A Strong Financial Life Has Room To Breathe
One of the clearest signs of financial strength is margin. Margin is the breathing room between what life costs and what your finances can comfortably carry. It is what lets you deal with surprises without every setback becoming a crisis.
That breathing room can take different forms. It might be emergency savings. It might be lower monthly obligations. It might be a realistic budget, less high interest debt, or simply a lifestyle that is not built on constant financial stretching. Whatever form it takes, margin changes the emotional feel of money. It turns finances from a constant balancing act into something steadier.
This is why practical guidance around saving still matters. The federal government’s Save and Invest guidance from MyMoney.gov emphasizes regular saving, planning for goals, and building emergency reserves. Those habits may not look glamorous, but they create the kind of stability that gives strength its real shape.
Freedom Matters More Than Flash
Another useful way to measure financial strength is by freedom. Not luxury for its own sake, but actual freedom to make choices.
Can your finances support a career move if your current job becomes unhealthy? Can they give you the option to step back, retrain, relocate, or help someone you love? Can they let you say no when a financial decision would damage your peace just to preserve an image?

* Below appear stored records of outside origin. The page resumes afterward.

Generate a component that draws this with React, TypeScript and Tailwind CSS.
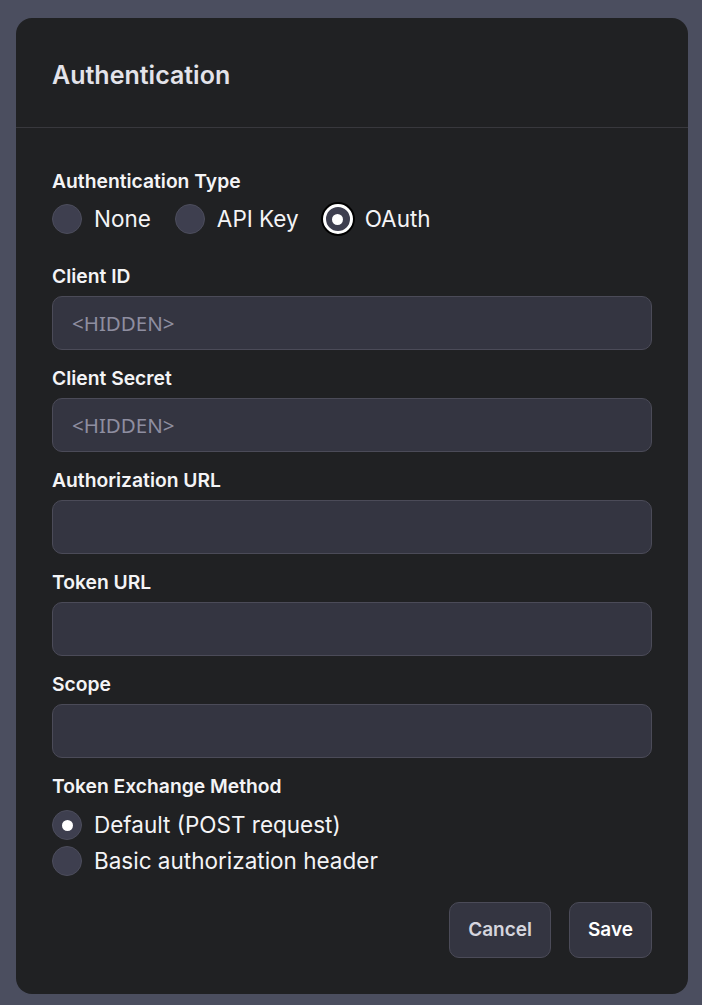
const fields = [
  { label: "Client ID", placeholder: "<HIDDEN>" },
  { label: "Client Secret", placeholder: "<HIDDEN>" },
  { label: "Authorization URL", placeholder: "" },
  { label: "Token URL", placeholder: "" },
  { label: "Scope", placeholder: "" },
];

const Radio = ({
  label,
  checked,
  focused,
}: {
  label: string;
  checked?: boolean;
  focused?: boolean;
}) => (
  <label className="flex items-center gap-3 cursor-pointer">
    <span
      className={
        focused
          ? "w-[30px] h-[30px] rounded-full bg-[#3e3f4f] border-[3px] border-white ring-2 ring-black flex items-center justify-center"
          : "w-[30px] h-[30px] rounded-full bg-[#3e3f4f] border border-[#4c4d5c] flex items-center justify-center"
      }
    >
      {checked && <span className="w-[11px] h-[11px] rounded-full bg-white" />}
    </span>
    <span className="text-[22.5px] leading-[28px] text-[#f4f4f6]">{label}</span>
  </label>
);

export default function App() {
  return (
    <div
      className="min-h-screen bg-[#4b4e5f] pl-4 pt-[18px] pb-[11px]"
      style={{ fontFamily: "Inter, 'Liberation Sans', sans-serif" }}
    >
      <div className="w-[672px] h-[976px] bg-[#202123] rounded-2xl flex flex-col">
        <div className="px-9 pt-[41px] pb-[36px] border-b border-[#38383d]">
          <h1 className="text-[25px] leading-8 font-semibold text-[#e3e3ea]">
            Authentication
          </h1>
        </div>

        <div className="px-9 pt-[41px] pb-9 flex flex-col">
          <div className="text-[19.3px] leading-6 font-semibold text-[#f4f4f6] mb-[10px]">
            Authentication Type
          </div>
          <div className="flex items-center gap-6 h-8">
            <Radio label="None" />
            <Radio label="API Key" />
            <Radio label="OAuth" checked focused />
          </div>

          <div className="flex flex-col gap-4 mt-[29px]">
            {fields.map((f) => (
              <div key={f.label} className="flex flex-col gap-2">
                <div className="text-[19.3px] leading-6 font-semibold text-[#f4f4f6]">
                  {f.label}
                </div>
                <input
                  placeholder={f.placeholder}
                  className="h-[54px] w-full rounded-[10px] bg-[#343541] border border-[#4b4b58] px-[19px] text-[20.5px] text-white placeholder:text-[#8e8ea0] outline-none"
                  style={{ fontFamily: "'Noto Sans', 'Open Sans', sans-serif" }}
                />
              </div>
            ))}
          </div>

          <div className="text-[19.3px] leading-6 font-semibold text-[#f4f4f6] mt-4 mb-3">
            Token Exchange Method
          </div>
          <div className="flex flex-col gap-[6px]">
            <Radio label="Default (POST request)" checked />
            <Radio label="Basic authorization header" />
          </div>

          <div className="flex justify-end gap-[18px] mt-[26px]">
            <button className="h-14 px-[18px] rounded-[10px] bg-[#343541] border border-[#4b4b58] text-[19px] font-semibold text-[#d5d5de]">
              Cancel
            </button>
            <button className="h-14 px-[18px] rounded-[10px] bg-[#343541] border border-[#4b4b58] text-[19px] font-semibold text-white">
              Save
            </button>
          </div>
        </div>
      </div>
    </div>
  );
}
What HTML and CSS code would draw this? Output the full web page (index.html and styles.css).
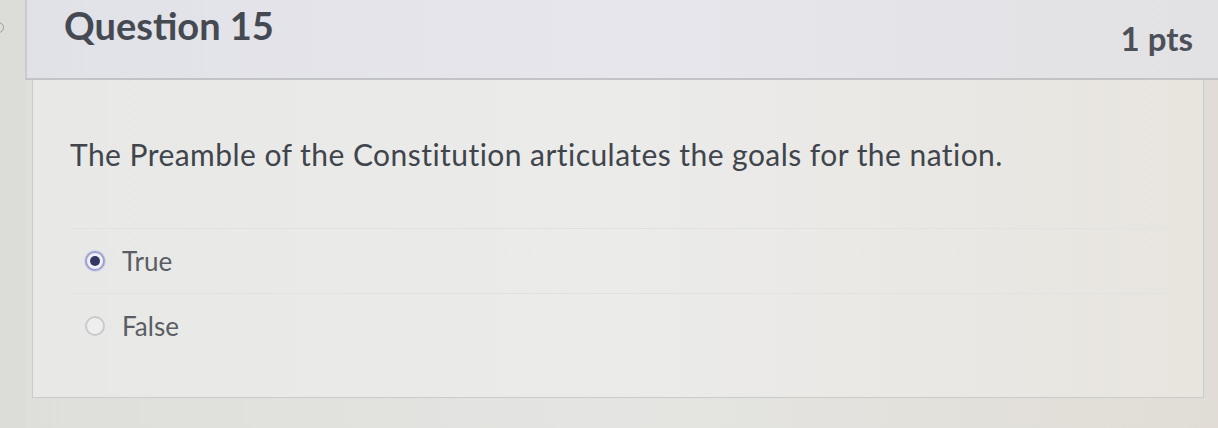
FILE: index.html
```html
<!DOCTYPE html>
<html lang="en">
<head>
<meta charset="utf-8">
<title>Question 15</title>
<link rel="stylesheet" href="styles.css">
</head>
<body>
<div class="page">
  <div class="gutter"><span class="gutter-dot"></span></div>
  <div class="card">
    <div class="header">
      <h2 class="title">Question 15</h2>
      <div class="pts">1 pts</div>
    </div>
    <div class="body">
      <p class="question">The Preamble of the Constitution articulates the goals for the nation.</p>
      <div class="answers">
        <label class="answer">
          <span class="radio checked"></span>
          <span class="label">True</span>
        </label>
        <label class="answer">
          <span class="radio"></span>
          <span class="label">False</span>
        </label>
      </div>
    </div>
  </div>
</div>
</body>
</html>
```

FILE: styles.css
```css
html, body {
  margin: 0;
  padding: 0;
}
body {
  width: 1218px;
  height: 428px;
  overflow: hidden;
  font-family: Lato, "Open Sans", sans-serif;
  background: #e6e6e3;
}
.page {
  display: flex;
  height: 428px;
  background: linear-gradient(90deg, #dedfda 0%, #e4e5e2 50%, #e1ddd6 100%);
}
.gutter {
  width: 25px;
  flex: none;
  position: relative;
  background: #dcddd8;
}
.gutter-dot {
  position: absolute;
  left: -7px;
  top: 22px;
  width: 9px;
  height: 9px;
  border: 1.5px solid #9a9aa0;
  border-radius: 50%;
}
.card {
  flex: 1;
  display: flex;
  flex-direction: column;
}
.header {
  height: 78px;
  display: flex;
  justify-content: space-between;
  align-items: flex-start;
  padding: 0 25px 0 37px;
  background: linear-gradient(90deg, #e1e1e8 0%, #e6e6ec 50%, #e2e2e4 100%);
  border-left: 2px solid #cbcbcf;
  border-bottom: 2px solid #c2c3c6;
}
.title {
  margin: 2px 0 0;
  font-size: 38px;
  font-weight: 700;
  color: #454a52;
}
.pts {
  margin-top: 18px;
  font-size: 33px;
  font-weight: 700;
  color: #4c5058;
}
.body {
  height: 317px;
  margin: 0 14px 0 7px;
  padding: 0 37px;
  border: 1px solid #cbcbca;
  border-top: none;
  background: linear-gradient(90deg, #e8e9e6 0%, #ebebea 50%, #e8e5df 100%);
}
.question {
  margin: 56px 0 0 0;
  font-size: 30px;
  line-height: 36px;
  letter-spacing: 0.45px;
  color: #40454c;
}
.answers {
  margin-top: 56px;
  display: flex;
  flex-direction: column;
}
.answer {
  display: flex;
  align-items: center;
  gap: 17px;
  height: 64px;
  padding-left: 15px;
  border-top: 1px solid #e2e2e0;
}
.radio {
  width: 20px;
  height: 20px;
  border-radius: 50%;
  border: 2px solid #cacacc;
  background: #eeeeee;
  box-sizing: border-box;
  position: relative;
}
.radio.checked {
  border: 2px solid #9ea2d2;
  background: #f0f0f6;
  box-shadow: 0 0 0 1px #d6d7e6;
}
.radio.checked::after {
  content: "";
  position: absolute;
  left: 3px;
  top: 3px;
  width: 10px;
  height: 10px;
  border-radius: 50%;
  background: #343863;
}
.label {
  font-size: 26px;
  color: #5a5e64;
}
```
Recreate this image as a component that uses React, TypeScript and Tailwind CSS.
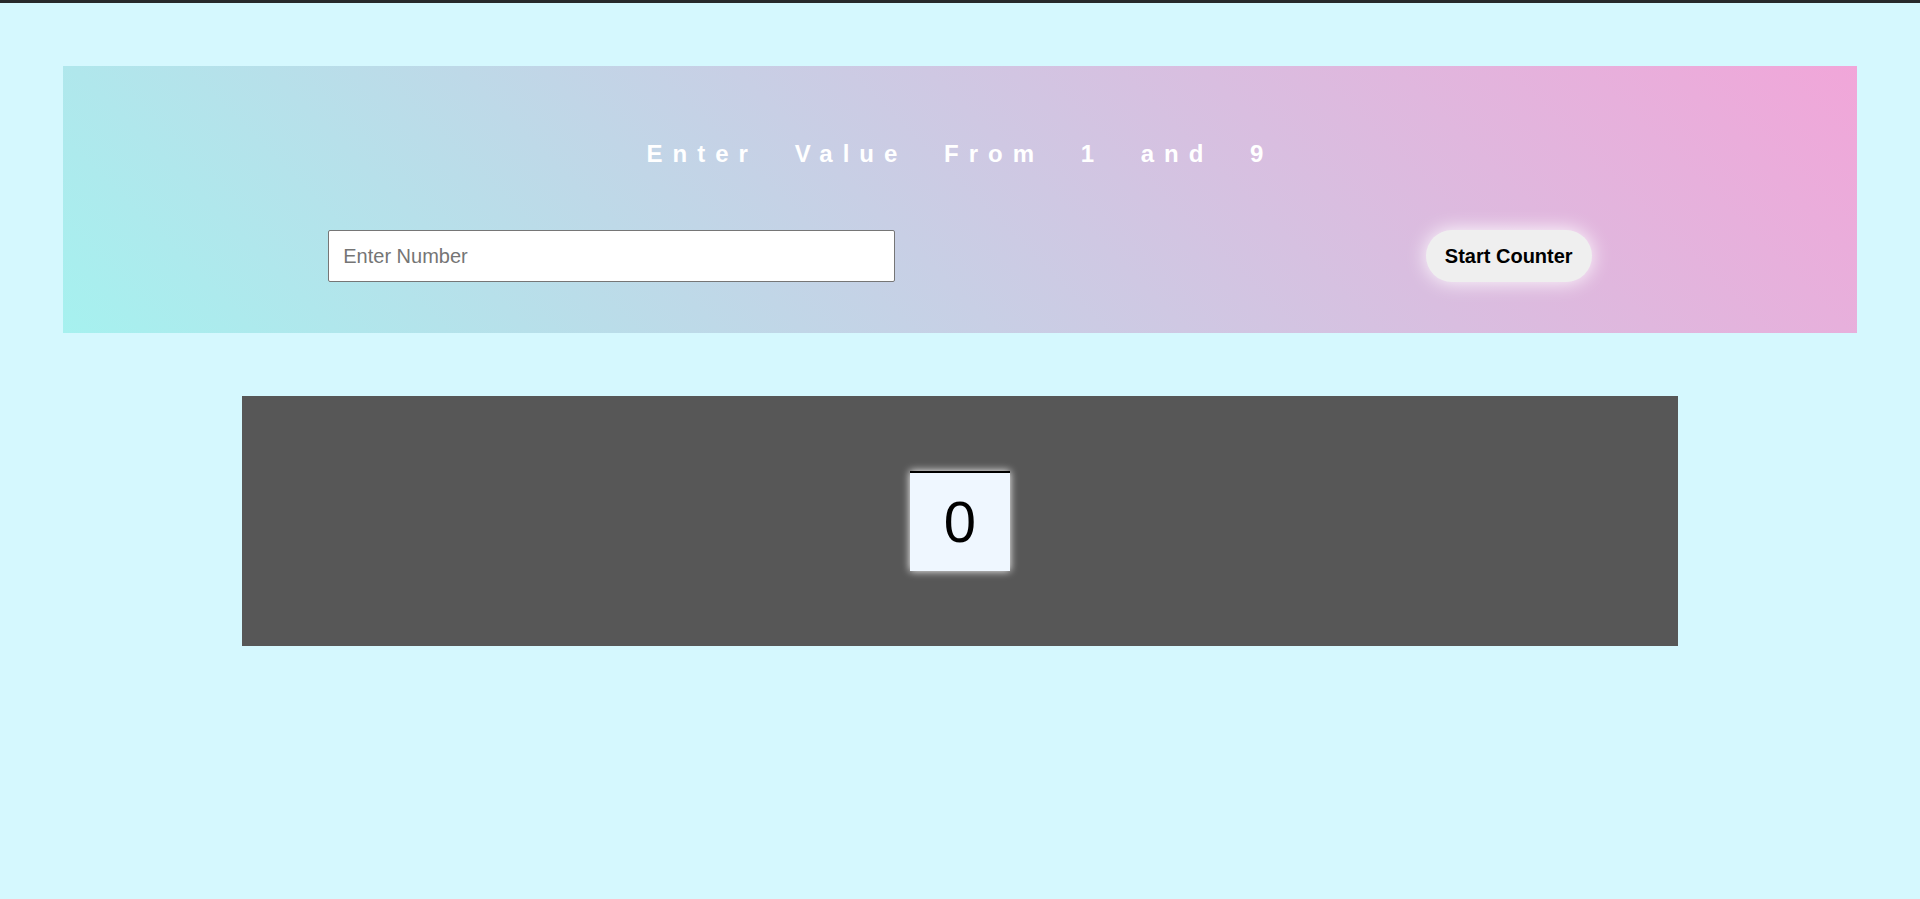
import React, { useState } from 'react';

const App: React.FC = () => {
    const [value, setValue] = useState('');
    const [count] = useState(0);

    return (
        <div className="min-h-[899px] bg-[#d5f8fe] border-t-[3px] border-[#27292b] font-['Liberation_Sans',Arial,sans-serif] pt-[63px]">
            <header className="w-[1794px] mx-auto bg-[linear-gradient(45deg,#a6f1ef,#f1a6d9)] pt-[74px] pb-[51px]">
                <h1 className="text-center text-white font-bold text-[24px] leading-[28px] tracking-[10px] [word-spacing:20px] mb-[62px]">
                    Enter Value From 1 and 9
                </h1>
                <div className="flex justify-around items-center">
                    <input
                        type="number"
                        value={value}
                        onChange={(e) => setValue(e.target.value)}
                        placeholder="Enter Number"
                        className="w-[567px] h-[52px] px-[14px] text-[20px] bg-white text-black border border-[#767676] rounded-[2px] placeholder:text-[#757575] outline-none"
                    />
                    <button className="w-[166px] h-[52px] rounded-full bg-[#efefef] text-black font-bold text-[20px] shadow-[0_0_20px_#fff]">
                        Start Counter
                    </button>
                </div>
            </header>

            <section className="w-[1436px] h-[250px] mx-auto mt-[63px] bg-[#575757] flex items-center justify-center">
                <div className="w-[100px] h-[100px] bg-[#eff7ff] border-t-2 border-black shadow-[0_0_8px_#fff] flex items-center justify-center text-[58px] text-black leading-none">
                    {count}
                </div>
            </section>
        </div>
    );
};

export default App;
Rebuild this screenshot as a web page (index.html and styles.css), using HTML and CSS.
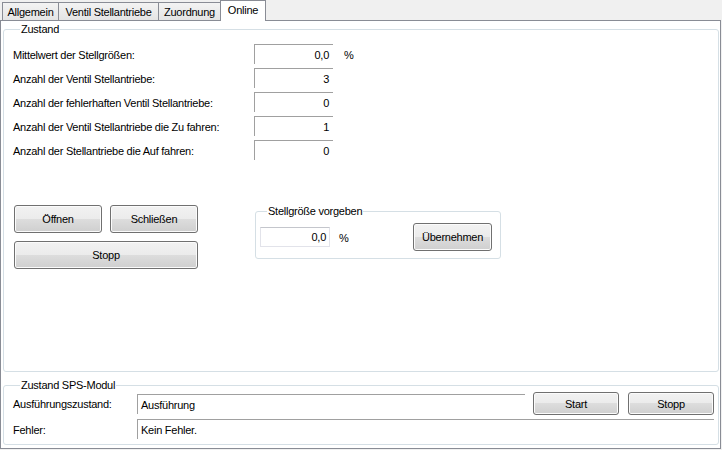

This is where the conversation gets more honest. Many people spend years chasing numbers that look powerful from the outside while quietly giving up flexibility on the inside. They upgrade their lifestyle, add obligations, and build a version of success that is expensive to maintain. From a distance, it looks strong. Up close, it can feel exhausting.
True financial strength is less performative. It is less concerned with proving and more concerned with functioning. It lets you move through life with less fear. It gives you choices. And in many cases, that is far more valuable than appearances.
Adaptability Is Part Of The Definition
A lot of people still think of financial strength as a fixed state, as if you either have it or you do not. But life changes too much for that. Jobs shift. Families grow. Health changes. Markets fluctuate. Costs rise. Strength, in that kind of environment, has to include adaptability.
That means being able to revise plans without shame. It means adjusting spending when necessary, rebuilding after setbacks, and knowing that changing course is not the same thing as failing. A financially strong person is not someone whose life never gets disrupted. It is someone who can respond to disruption with a plan instead of total confusion.
This is one reason financial education matters so much. The FDIC’s Money Smart program focuses on practical skills like budgeting, saving, and understanding financial products. Those skills do not just help people manage money. They help people adapt. And adaptability is one of the most underrated forms of strength there is.
Well Being Belongs In The Conversation
Money conversations often get reduced to numbers, but financial strength has an emotional side too. If your finances leave you constantly anxious, unable to rest, or afraid of every minor setback, then something important is missing from the picture.
That does not mean money should solve every emotional problem. It means a strong financial life should support your well being instead of quietly draining it. It should reduce chaos where possible. It should make ordinary life feel more stable, not more fragile. It should help you think ahead without feeling like the future is always one mistake away from collapse.
This is where the conversation becomes more human. Financial strength is not only about accumulation. It is about security. It is about confidence. It is about knowing that your financial system can support your actual life, not just your résumé version of it.
Strength Is Not Perfection
It is also worth saying that financial strength does not mean flawless money history. It does not require a perfect credit score, zero mistakes, or a life untouched by debt or hardship. In reality, many financially strong people got there by recovering, learning, and rebuilding.
That matters because the old definition can make people feel disqualified. They assume strength belongs only to people who have never struggled. But resilience often grows through struggle, not outside it. A person who has faced setbacks, made adjustments, and built more stable habits may understand financial strength more deeply than someone who has only known easy momentum.
So strength is not perfection. It is response. It is the ability to create steadiness over time, even if the path has been uneven.
A Better Standard Feels More Real
Redefining what financial strength means does not require rejecting money goals. Income matters. Savings matter. Paying off debt matters. Planning for the future matters. But those things are most meaningful when they support a life that actually feels stable, flexible, and livable.
A better standard asks different questions. Not just how much do you have, but how well does your financial life hold up? Not just what can you buy, but what choices can you make? Not just how impressive does it look, but how secure does it feel?
That version of financial strength is quieter, but it is also more real. It shows up in resilience, freedom, and the ability to keep going without every challenge turning into financial chaos. And for most people, that is the kind of strength that matters long after the numbers stop being the whole story.